Using BCFtools v. 1.4 (Li, 2011), the following filters were applied to each genotype call: base depth (DP) ≥ 8x and ≤ 400x, and genotype quality (GQ) ≥ 30. We then kept only biallelic SNPs and invariable reference sites. For the majority of our analyses, we kept only sites that had high quality variant calls in at least 99% of samples. (Specifically, all analyses in STAR Methods S5-S9 and S11, and all analyses in S10, apart from two result robustness checks that assessed phasing and archaic haplotype topologies. Additionally, we did not apply the call rate filter in the motif-counting analysis in STAR Methods S12). Applying this 99% call-rate filter yielded a total of 36,462,963 SNPs in the combined dataset. We removed sites within segmental duplications, repeats and low complexity regions. These masks were downloaded from the UCSC and Broad Institute genome resources:
hgdownload.soe.ucsc.edu/goldenPath/hg19/database/genomicSuperDups.txt.gzsoftware.broadinstitute.org/software/genomestrip/node_ReferenceMetadata.htmlIn the filtered and masked VCF files, we examined several statistics across the samples: the percentages of no-calls and singletons; the average depth; transition/transversion ratio; the number of variants; and heterozygosity. One highly heterozygous sample from the SGDP (LP6005441-DNA_A09, Naxi-2) was excluded based on these metrics, as well as on the basis that the original authors determined that this sample had been contaminated (Mallick et al., 2016).
S2 - Kinship and outlier analysis
We performed sample kinship analysis using KING v. 2.1 (Manichaikul et al., 2010). Of the 161 new genomes, 6 were excluded due to the presence of a first-degree relative in the dataset, leaving a total of 155 genomes for downstream analysis. This relatedness is a consequence of the village-scale sampling strategy employed in this study. In addition, 7 sample pairs display second-degree relatedness (BNA05 / BNA12-F, BNA21-F / BNA26-F, CBL018 / CBL019, RAM045-F / RAM067, RAM022 / RAM039-F, NIAS08 / NIAS12, NIAS01 / NIAS10). These samples were kept for further analyses, and the final dataset comprised 471 genomes: 155 newly generated complete genomes, 25 genomes from the Malaspinas et al., 2016 study and 291 genomes from SGDP.

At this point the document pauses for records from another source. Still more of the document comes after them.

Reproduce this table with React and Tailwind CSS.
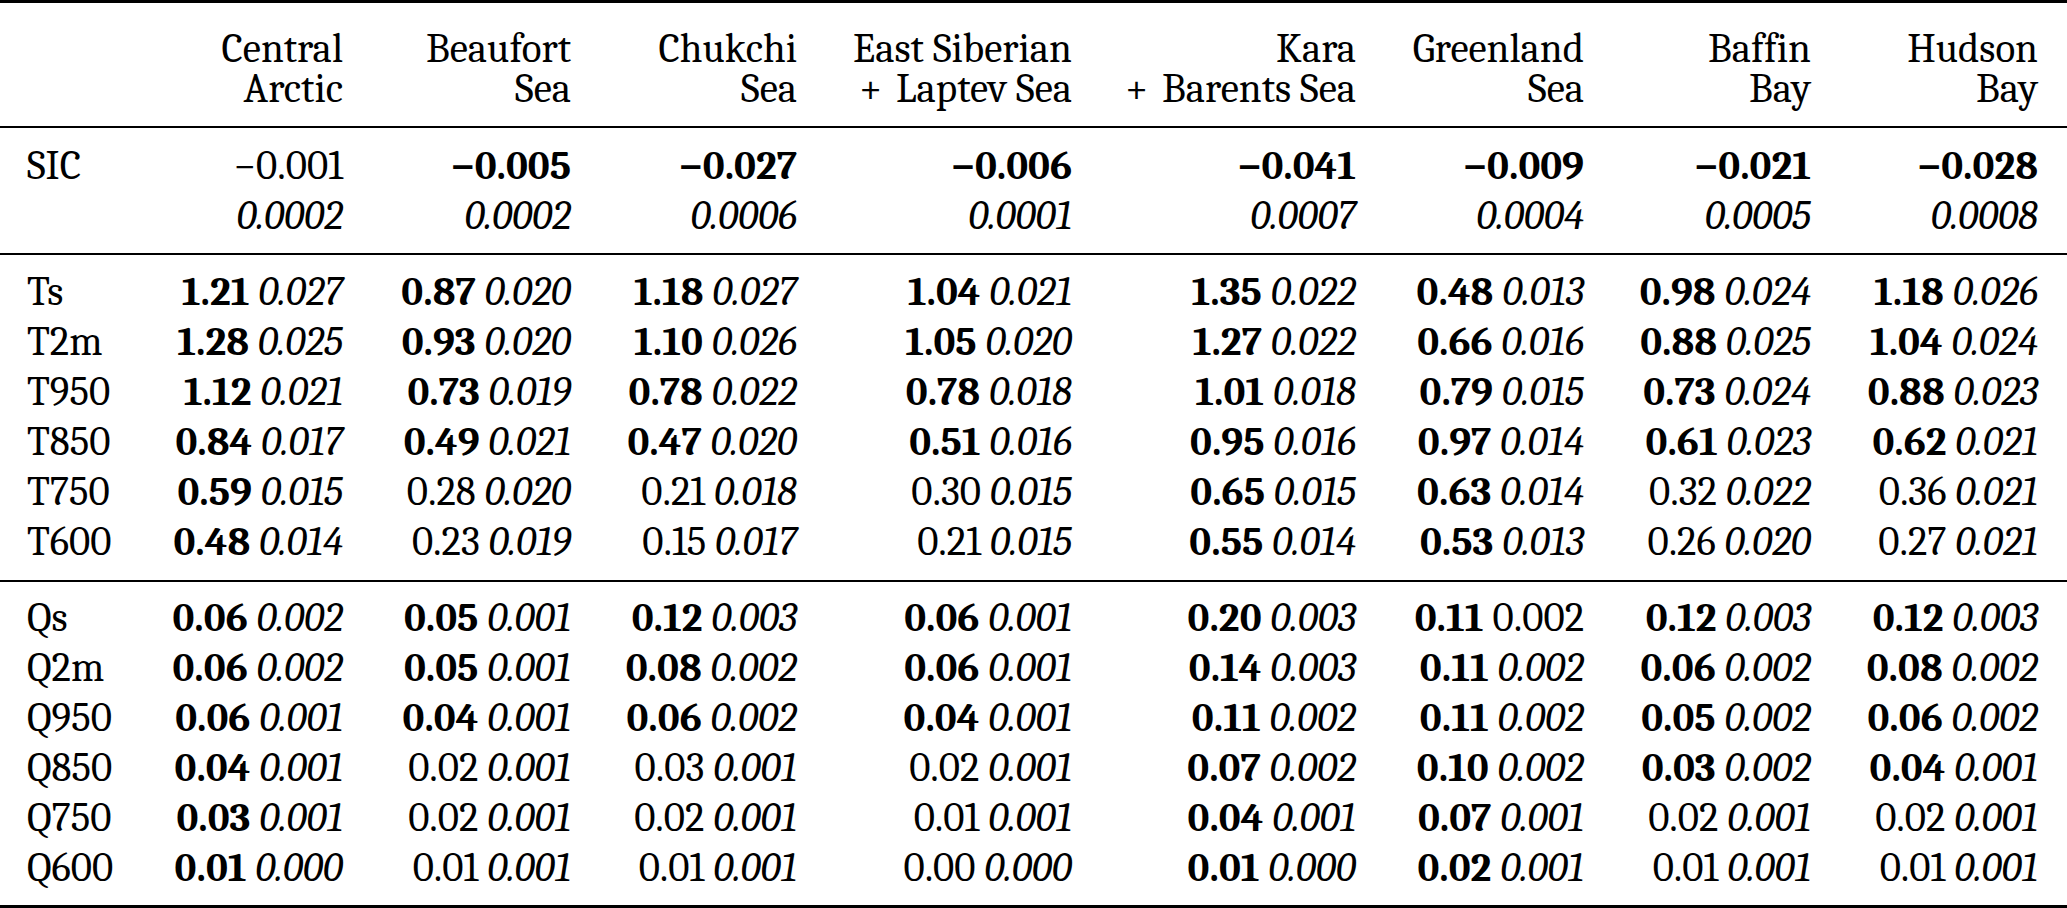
import React from "react";

const heads = [
  ["Central", "Arctic"],
  ["Beaufort", "Sea"],
  ["Chukchi", "Sea"],
  ["East Siberian", "Laptev Sea", true],
  ["Kara", "Barents Sea", true],
  ["Greenland", "Sea"],
  ["Baffin", "Bay"],
  ["Hudson", "Bay"],
];

const sicTop = [
  ["\u22120.001", false],
  ["\u22120.005", true],
  ["\u22120.027", true],
  ["\u22120.006", true],
  ["\u22120.041", true],
  ["\u22120.009", true],
  ["\u22120.021", true],
  ["\u22120.028", true],
];
const sicBot = ["0.0002", "0.0002", "0.0006", "0.0001", "0.0007", "0.0004", "0.0005", "0.0008"];

const tRows = [
  ["Ts", [["1.21", 1, "0.027"], ["0.87", 1, "0.020"], ["1.18", 1, "0.027"], ["1.04", 1, "0.021"], ["1.35", 1, "0.022"], ["0.48", 1, "0.013"], ["0.98", 1, "0.024"], ["1.18", 1, "0.026"]]],
  ["T2m", [["1.28", 1, "0.025"], ["0.93", 1, "0.020"], ["1.10", 1, "0.026"], ["1.05", 1, "0.020"], ["1.27", 1, "0.022"], ["0.66", 1, "0.016"], ["0.88", 1, "0.025"], ["1.04", 1, "0.024"]]],
  ["T950", [["1.12", 1, "0.021"], ["0.73", 1, "0.019"], ["0.78", 1, "0.022"], ["0.78", 1, "0.018"], ["1.01", 1, "0.018"], ["0.79", 1, "0.015"], ["0.73", 1, "0.024"], ["0.88", 1, "0.023"]]],
  ["T850", [["0.84", 1, "0.017"], ["0.49", 1, "0.021"], ["0.47", 1, "0.020"], ["0.51", 1, "0.016"], ["0.95", 1, "0.016"], ["0.97", 1, "0.014"], ["0.61", 1, "0.023"], ["0.62", 1, "0.021"]]],
  ["T750", [["0.59", 1, "0.015"], ["0.28", 0, "0.020"], ["0.21", 0, "0.018"], ["0.30", 0, "0.015"], ["0.65", 1, "0.015"], ["0.63", 1, "0.014"], ["0.32", 0, "0.022"], ["0.36", 0, "0.021"]]],
  ["T600", [["0.48", 1, "0.014"], ["0.23", 0, "0.019"], ["0.15", 0, "0.017"], ["0.21", 0, "0.015"], ["0.55", 1, "0.014"], ["0.53", 1, "0.013"], ["0.26", 0, "0.020"], ["0.27", 0, "0.021"]]],
];

const qRows = [
  ["Qs", [["0.06", 1, "0.002"], ["0.05", 1, "0.001"], ["0.12", 1, "0.003"], ["0.06", 1, "0.001"], ["0.20", 1, "0.003"], ["0.11", 1, "0.002", true], ["0.12", 1, "0.003"], ["0.12", 1, "0.003"]]],
  ["Q2m", [["0.06", 1, "0.002"], ["0.05", 1, "0.001"], ["0.08", 1, "0.002"], ["0.06", 1, "0.001"], ["0.14", 1, "0.003"], ["0.11", 1, "0.002"], ["0.06", 1, "0.002"], ["0.08", 1, "0.002"]]],
  ["Q950", [["0.06", 1, "0.001"], ["0.04", 1, "0.001"], ["0.06", 1, "0.002"], ["0.04", 1, "0.001"], ["0.11", 1, "0.002"], ["0.11", 1, "0.002"], ["0.05", 1, "0.002"], ["0.06", 1, "0.002"]]],
  ["Q850", [["0.04", 1, "0.001"], ["0.02", 0, "0.001"], ["0.03", 0, "0.001"], ["0.02", 0, "0.001"], ["0.07", 1, "0.002"], ["0.10", 1, "0.002"], ["0.03", 1, "0.002"], ["0.04", 1, "0.001"]]],
  ["Q750", [["0.03", 1, "0.001"], ["0.02", 0, "0.001"], ["0.02", 0, "0.001"], ["0.01", 0, "0.001"], ["0.04", 1, "0.001"], ["0.07", 1, "0.001"], ["0.02", 0, "0.001"], ["0.02", 0, "0.001"]]],
  ["Q600", [["0.01", 1, "0.000"], ["0.01", 0, "0.001"], ["0.01", 0, "0.001"], ["0.00", 0, "0.000"], ["0.01", 1, "0.000"], ["0.02", 1, "0.001"], ["0.01", 0, "0.001"], ["0.01", 0, "0.001"]]],
];

const GRID = "grid grid-cols-[120px_223px_228px_226px_275px_284px_228px_227px_227px] pr-[29px]";

function Cell({ c }) {
  const [v, b, sd, upright] = c;
  return (
    <div className="text-right whitespace-nowrap">
      <span className={b ? "font-bold" : ""}>{v}</span>{" "}
      <span className={upright ? "" : "italic"}>{sd}</span>
    </div>
  );
}

function Section({ rows, className }) {
  return (
    <div className={`${GRID} leading-[50px] ${className}`}>
      {rows.map(([label, cells]) => (
        <React.Fragment key={label}>
          <div className="pl-[27px]">{label}</div>
          {cells.map((c, i) => (
            <Cell key={i} c={c} />
          ))}
        </React.Fragment>
      ))}
    </div>
  );
}

export default function App() {
  return (
    <div className="w-[2067px] h-[908px] bg-white text-black font-serif [font-family:Liberation_Serif,serif] text-[41px] overflow-hidden">
      <div className={`${GRID} leading-[40px] border-t-[3px] border-b-2 border-black pt-[26px] pb-[17px]`}>
        <div />
        {heads.map(([a, b, plus]) => (
          <div key={a} className="text-right whitespace-nowrap">
            <div>{a}</div>
            <div>
              {plus ? <span className="pr-[5px]">+</span> : null}
              {plus ? " " : null}
              {b}
            </div>
          </div>
        ))}
      </div>
      <div className={`${GRID} leading-[50px] border-b-2 border-black pt-[13px] pb-[12px]`}>
        <div className="pl-[27px]">SIC</div>
        {sicTop.map(([v, b], i) => (
          <div key={i} className={`text-right ${b ? "font-bold" : ""}`}>{v}</div>
        ))}
        <div />
        {sicBot.map((v, i) => (
          <div key={i} className="text-right italic">{v}</div>
        ))}
      </div>
      <Section rows={tRows} className="border-b-2 border-black pt-[12px] pb-[13px]" />
      <Section rows={qRows} className="border-b-[3px] border-black pt-[11px] pb-[12px]" />
    </div>
  );
}
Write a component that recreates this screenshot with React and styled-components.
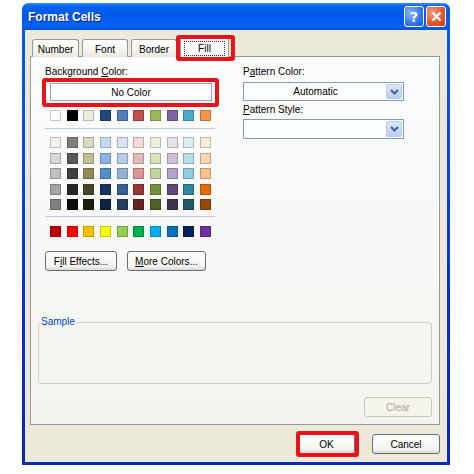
import React from "react";
import styled, { createGlobalStyle, css } from "styled-components";

const GlobalStyle = createGlobalStyle`
  html, body { margin: 0; padding: 0; background: #ffffff; }
  body { font-family: "Liberation Sans", Arial, sans-serif; font-size: 10px; color: #000; }
  * { box-sizing: border-box; }
`;

const Page = styled.div`
  padding: 3px 0 0 22px;
`;

const Window = styled.div`
  width: 428px;
  height: 462px;
  display: flex;
  flex-direction: column;
  background: linear-gradient(to bottom, #0a5fe8, #0831d9 60%, #0a2bb8);
  border-radius: 7px 7px 0 0;
  overflow: hidden;
`;

const TitleBar = styled.div`
  height: 27px;
  flex: none;
  display: flex;
  align-items: center;
  padding: 0 4px 0 6px;
  background: linear-gradient(
    to bottom,
    #3d95ff 0%,
    #0a66f0 10%,
    #0058e6 40%,
    #0062f4 85%,
    #0050dc 100%
  );
  color: #ffffff;
`;

const Title = styled.div`
  flex: 1;
  font-family: "Liberation Sans", Arial, sans-serif;
  font-weight: bold;
  font-size: 12px;
  text-shadow: 1px 1px 0 #0a1e8a;
  padding-top: 1px;
`;

const Caption = styled.div`
  width: 20px;
  height: 21px;
  margin-left: 2px;
  border: 1px solid #ffffff;
  border-radius: 3px;
  display: flex;
  align-items: center;
  justify-content: center;
  color: #ffffff;
  font-family: "DejaVu Sans", sans-serif;
  font-weight: bold;
  font-size: 14px;
  ${(p) =>
    p.$close
      ? css`
          background: radial-gradient(circle at 30% 30%, #f0a080, #e2582f 55%, #c43a14);
        `
      : css`
          background: radial-gradient(circle at 30% 30%, #8fb6ff, #3a78f2 55%, #1c55d6);
        `}
`;

const Body = styled.div`
  flex: 1;
  margin: 0 3px 3px;
  background: #ece9d8;
  display: flex;
  flex-direction: column;
  padding: 5px 7px 8px 5px;
`;

const TabRow = styled.div`
  height: 22px;
  display: flex;
  align-items: flex-end;
  padding-left: 2px;
  margin-bottom: -1px;
  position: relative;
  z-index: 2;
`;

const Tab = styled.div`
  position: relative;
  width: ${(p) => p.$w}px;
  margin-right: 3px;
  height: ${(p) => (p.$active ? 22 : 18)}px;
  display: flex;
  align-items: center;
  justify-content: center;
  border: 1px solid #919b9c;
  border-bottom: none;
  border-radius: 3px 3px 0 0;
  font-size: 10px;
  padding-top: ${(p) => (p.$active ? 2 : 1)}px;
  background: ${(p) =>
    p.$active ? "#fcfcfe" : "linear-gradient(to bottom, #ffffff, #f3f2ec 70%, #e8e6dc)"};
  ${(p) =>
    p.$active &&
    css`
      border-top: 2px solid #ffc83c;
      &::after {
        content: "";
        position: absolute;
        top: -2px;
        left: -5px;
        right: -7px;
        bottom: -4px;
        border: 4px solid #e8131b;
        border-radius: 3px;
        z-index: 5;
      }
    `}
`;

const Focus = styled.span`
  border: 1px dotted #333;
  padding: 1px 13px;
  line-height: 11px;
`;

const Panel = styled.div`
  flex: 1;
  border: 1px solid #919b9c;
  background: linear-gradient(to bottom, #fcfcfe, #f4f3ee);
  display: flex;
  flex-direction: column;
  padding: 9px 7px 7px 7px;
  position: relative;
  z-index: 1;
`;

const TopGrid = styled.div`
  display: grid;
  grid-template-columns: 170px 161px;
  column-gap: 28px;
  padding-left: 7px;
  align-items: start;
`;

const Column = styled.div`
  display: flex;
  flex-direction: column;
`;

const Label = styled.div`
  height: 12px;
  line-height: 12px;
  font-size: 10px;
  margin-top: ${(p) => p.$mt || 0}px;
  white-space: nowrap;
`;

const Highlight = styled.div`
  position: relative;
  &::after {
    content: "";
    position: absolute;
    top: ${(p) => p.$t}px;
    left: ${(p) => p.$l}px;
    right: ${(p) => p.$r}px;
    bottom: ${(p) => p.$b}px;
    border: 4px solid #e8131b;
    border-radius: 3px;
    pointer-events: none;
    z-index: 5;
  }
`;

const NoColorWrap = styled(Highlight)`
  width: 162px;
  margin: 5px 0 0 5px;
`;

const NoColorButton = styled.div`
  width: 162px;
  height: 18px;
  border: 1px solid #9aa3ad;
  background: #ffffff;
  display: flex;
  align-items: center;
  justify-content: center;
  font-size: 10px;
`;

const SwatchGrid = styled.div`
  display: grid;
  grid-template-columns: repeat(10, 11px);
  column-gap: 5.67px;
  row-gap: 4.5px;
  margin-left: 5px;
  margin-top: ${(p) => p.$mt}px;
`;

const Swatch = styled.div`
  width: 11px;
  height: 11px;
  border: 1px solid rgba(0, 0, 0, 0.22);
`;

const Separator = styled.div`
  width: 170px;
  height: 1px;
  background: #b7cbe3;
  margin-top: ${(p) => p.$mt}px;
`;

const ButtonRow = styled.div`
  display: flex;
  gap: 10px;
  margin-top: ${(p) => p.$mt || 0}px;
  justify-content: ${(p) => p.$justify || "flex-start"};
`;

const Button = styled.div`
  width: ${(p) => p.$w}px;
  height: 20px;
  border: 1px solid ${(p) => (p.$disabled ? "#c9c7ba" : "#5e6f86")};
  border-radius: 3px;
  display: flex;
  align-items: center;
  justify-content: center;
  font-size: 10px;
  color: ${(p) => (p.$disabled ? "#aca899" : "#000")};
  background: ${(p) =>
    p.$disabled
      ? "#f5f4ea"
      : "linear-gradient(to bottom, #ffffff, #f3f3ef 80%, #dcd8cc)"};
  white-space: nowrap;
`;

const Select = styled.div`
  width: 161px;
  height: ${(p) => p.$h}px;
  margin-top: ${(p) => p.$mt}px;
  border: 1px solid #7f9db9;
  background: #ffffff;
  display: flex;
  align-items: center;
  padding: 1px;
`;

const SelectText = styled.div`
  flex: 1;
  text-align: center;
  font-size: 10px;
`;

const Arrow = styled.div`
  width: 16px;
  height: 100%;
  border: 1px solid #b9c9ef;
  border-radius: 2px;
  background: linear-gradient(to bottom, #dbe5fd, #bccdf8);
  display: flex;
  align-items: center;
  justify-content: center;
`;

const SampleBox = styled.div`
  position: relative;
  margin-top: auto;
  height: 62px;
  border: 1px solid #d0d0bf;
  border-radius: 4px;
`;

const SampleLabel = styled.span`
  position: absolute;
  top: -7px;
  left: 1px;
  padding: 0 1px;
  background: #f6f5f0;
  color: #0046d5;
  font-size: 10px;
  line-height: 12px;
`;

const Footer = styled.div`
  display: flex;
  justify-content: flex-end;
  gap: 17px;
  margin-top: 9px;
`;

const U = styled.span`
  text-decoration: underline;
  text-underline-offset: 1px;
`;

const row1 = ["#ffffff", "#000000", "#eeece1", "#1f497d", "#4f81bd", "#c0504d", "#9bbb59", "#8064a2", "#4bacc6", "#f79646"];
const theme = [
  ["#f2f2f2", "#7f7f7f", "#ddd9c3", "#c6d9f0", "#dbe5f1", "#f2dcdb", "#ebf1dd", "#e5e0ec", "#dbeef3", "#fdeada"],
  ["#d8d8d8", "#595959", "#c4bd97", "#8db3e2", "#b8cce4", "#e5b9b7", "#d7e3bc", "#ccc1d9", "#b7dde8", "#fbd5b5"],
  ["#bfbfbf", "#3f3f3f", "#938953", "#548dd4", "#95b3d7", "#d99694", "#c3d69b", "#b2a2c7", "#92cddc", "#fac08f"],
  ["#a5a5a5", "#262626", "#494429", "#17365d", "#366092", "#953734", "#76923c", "#5f497a", "#31859b", "#e36c09"],
  ["#7f7f7f", "#0c0c0c", "#1d1b10", "#0f243e", "#244061", "#632423", "#4f6128", "#3f3151", "#205867", "#974806"],
];
const standard = ["#c00000", "#ff0000", "#ffc000", "#ffff00", "#92d050", "#00b050", "#00b0f0", "#0070c0", "#002060", "#7030a0"];

const Chevron = () => (
  <svg width="9" height="6" viewBox="0 0 9 6">
    <polyline points="1,1 4.5,4.5 8,1" fill="none" stroke="#4d6185" strokeWidth="2" />
  </svg>
);

export default function App() {
  return (
    <>
      <GlobalStyle />
      <Page>
        <Window>
          <TitleBar>
            <Title>Format Cells</Title>
            <Caption>?</Caption>
            <Caption $close>
              <svg width="11" height="11" viewBox="0 0 11 11">
                <path d="M1.5 1.5 L9.5 9.5 M9.5 1.5 L1.5 9.5" stroke="#fff" strokeWidth="2.2" />
              </svg>
            </Caption>
          </TitleBar>
          <Body>
            <TabRow>
              <Tab $w={47}>Number</Tab>
              <Tab $w={46}>Font</Tab>
              <Tab $w={46}>Border</Tab>
              <Tab $w={49} $active>
                <Focus>Fill</Focus>
              </Tab>
            </TabRow>
            <Panel>
              <TopGrid>
                <Column>
                  <Label>
                    Background <U>C</U>olor:
                  </Label>
                  <NoColorWrap $t={-5} $l={-8} $r={-7} $b={-6}>
                    <NoColorButton>No Color</NoColorButton>
                  </NoColorWrap>
                  <SwatchGrid $mt={9}>
                    {row1.map((c, i) => (
                      <Swatch key={i} style={{ background: c }} />
                    ))}
                  </SwatchGrid>
                  <Separator $mt={7} />
                  <SwatchGrid $mt={8}>
                    {theme.flat().map((c, i) => (
                      <Swatch key={i} style={{ background: c }} />
                    ))}
                  </SwatchGrid>
                  <Separator $mt={6} />
                  <SwatchGrid $mt={9}>
                    {standard.map((c, i) => (
                      <Swatch key={i} style={{ background: c }} />
                    ))}
                  </SwatchGrid>
                  <ButtonRow $mt={14}>
                    <Button $w={72}>
                      F<U>i</U>ll Effects...
                    </Button>
                    <Button $w={79}>
                      <U>M</U>ore Colors...
                    </Button>
                  </ButtonRow>
                </Column>
                <Column>
                  <Label>
                    P<U>a</U>ttern Color:
                  </Label>
                  <Select $h={19} $mt={4}>
                    <SelectText>Automatic</SelectText>
                    <Arrow>
                      <Chevron />
                    </Arrow>
                  </Select>
                  <Label $mt={3}>
                    <U>P</U>attern Style:
                  </Label>
                  <Select $h={20} $mt={3}>
                    <SelectText />
                    <Arrow>
                      <Chevron />
                    </Arrow>
                  </Select>
                </Column>
              </TopGrid>
              <SampleBox>
                <SampleLabel>Sample</SampleLabel>
              </SampleBox>
              <ButtonRow $mt={13} $justify="flex-end">
                <Button $w={68} $disabled>
                  Clear
                </Button>
              </ButtonRow>
            </Panel>
            <Footer>
              <Highlight $t={-3} $l={-2} $r={-4} $b={-3}>
                <Button $w={57}>OK</Button>
              </Highlight>
              <Button $w={68}>Cancel</Button>
            </Footer>
          </Body>
        </Window>
      </Page>
    </>
  );
}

Principal component analysis (PC) was used to detect sample outliers and characterize regional diversity. First, we applied LD pruning of our SNP set using PLINK v. 1.9 (Chang et al., 2015). Pruning was performed in 1 Kb sliding windows with a step size of 100 bp, and SNPs with R2 > 0.1 were removed. Next, PCA was performed in EIGENSOFT v. 7.2.0 (Patterson et al., 2006, Price et al., 2006) without the outlier removal step. The results of a PCA without African samples (N = 429) is shown in Main Text Figure 1B.